■ **Short problem**
Copy the records below exactly, leaving out any pictures.

■ **Data supplied**
┌──

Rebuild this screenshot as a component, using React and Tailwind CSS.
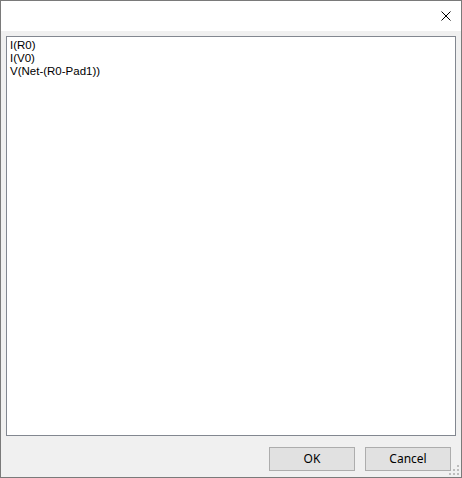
import React from 'react';

const signals = ['I(R0)', 'I(V0)', 'V(Net-(R0-Pad1))'];

const Grip = () => (
  <svg className="absolute right-[1px] bottom-[1px]" width="11" height="11" viewBox="0 0 11 11">
    {[
      [8, 0],
      [4, 4],
      [8, 4],
      [0, 8],
      [4, 8],
      [8, 8],
    ].map(([x, y]) => (
      <rect key={`${x}-${y}`} x={x} y={y} width="2" height="2" fill="#bcbcbc" />
    ))}
  </svg>
);

const App = () => {
  return (
    <div
      className="relative w-[462px] h-[478px] border border-[#7a7a7a] bg-[#f0f0f0] flex flex-col text-[12px] text-black"
      style={{ fontFamily: '"Segoe UI", "Noto Sans", "Open Sans", sans-serif' }}
    >
      <div className="h-[30px] shrink-0 bg-white flex justify-end items-center pr-[10px]">
        <svg width="10" height="10" viewBox="0 0 10 10" className="mt-[-1px]">
          <path d="M0.5 0.5 L9.5 9.5 M9.5 0.5 L0.5 9.5" stroke="#000" strokeWidth="1" />
        </svg>
      </div>
      <div className="flex flex-col grow px-[5px] pt-[5px]">
        <div
          className="h-[400px] bg-white border border-[#828790] px-[3px] pt-[2px] text-[11.5px] leading-[13px]"
          style={{ fontFamily: '"Liberation Sans", Arial, sans-serif' }}
        >
          {signals.map((s) => (
            <p key={s} className="h-[13px]">{s}</p>
          ))}
        </div>
        <div className="flex justify-end gap-[10px] mt-[11px] pr-[5px]">
          <button className="w-[86px] h-[24px] bg-[#e1e1e1] border border-[#adadad] leading-none">
            OK
          </button>
          <button className="w-[86px] h-[24px] bg-[#e1e1e1] border border-[#adadad] leading-none">
            Cancel
          </button>
        </div>
      </div>
      <Grip />
    </div>
  );
};

export default App;
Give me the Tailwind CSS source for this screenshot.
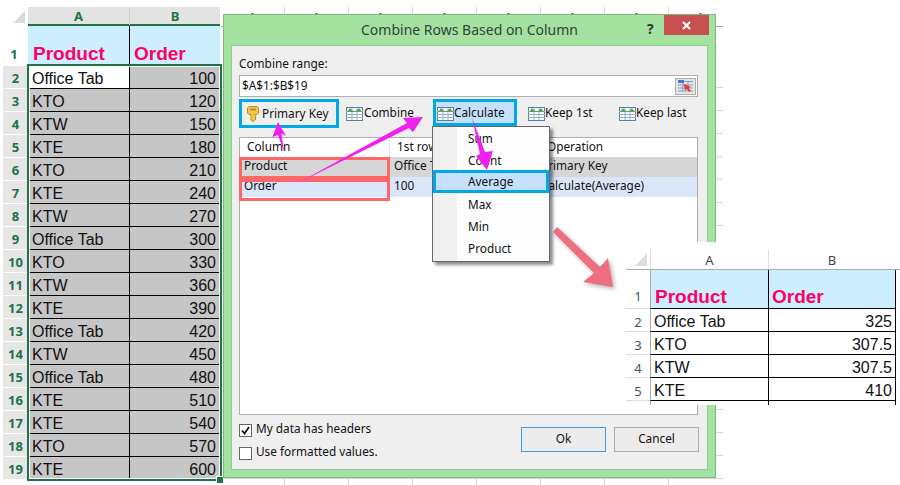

└──

■ **Expected answer**
Rebuild this screenshot as a component, using React and Tailwind CSS.
import React from 'react';

const signals = ['I(R0)', 'I(V0)', 'V(Net-(R0-Pad1))'];

const Grip = () => (
  <svg className="absolute right-[1px] bottom-[1px]" width="11" height="11" viewBox="0 0 11 11">
    {[
      [8, 0],
      [4, 4],
      [8, 4],
      [0, 8],
      [4, 8],
      [8, 8],
    ].map(([x, y]) => (
      <rect key={`${x}-${y}`} x={x} y={y} width="2" height="2" fill="#bcbcbc" />
    ))}
  </svg>
);

const App = () => {
  return (
    <div
      className="relative w-[462px] h-[478px] border border-[#7a7a7a] bg-[#f0f0f0] flex flex-col text-[12px] text-black"
      style={{ fontFamily: '"Segoe UI", "Noto Sans", "Open Sans", sans-serif' }}
    >
      <div className="h-[30px] shrink-0 bg-white flex justify-end items-center pr-[10px]">
        <svg width="10" height="10" viewBox="0 0 10 10" className="mt-[-1px]">
          <path d="M0.5 0.5 L9.5 9.5 M9.5 0.5 L0.5 9.5" stroke="#000" strokeWidth="1" />
        </svg>
      </div>
      <div className="flex flex-col grow px-[5px] pt-[5px]">
        <div
          className="h-[400px] bg-white border border-[#828790] px-[3px] pt-[2px] text-[11.5px] leading-[13px]"
          style={{ fontFamily: '"Liberation Sans", Arial, sans-serif' }}
        >
          {signals.map((s) => (
            <p key={s} className="h-[13px]">{s}</p>
          ))}
        </div>
        <div className="flex justify-end gap-[10px] mt-[11px] pr-[5px]">
          <button className="w-[86px] h-[24px] bg-[#e1e1e1] border border-[#adadad] leading-none">
            OK
          </button>
          <button className="w-[86px] h-[24px] bg-[#e1e1e1] border border-[#adadad] leading-none">
            Cancel
          </button>
        </div>
      </div>
      <Grip />
    </div>
  );
};

export default App;
Give me the Tailwind CSS source for this screenshot.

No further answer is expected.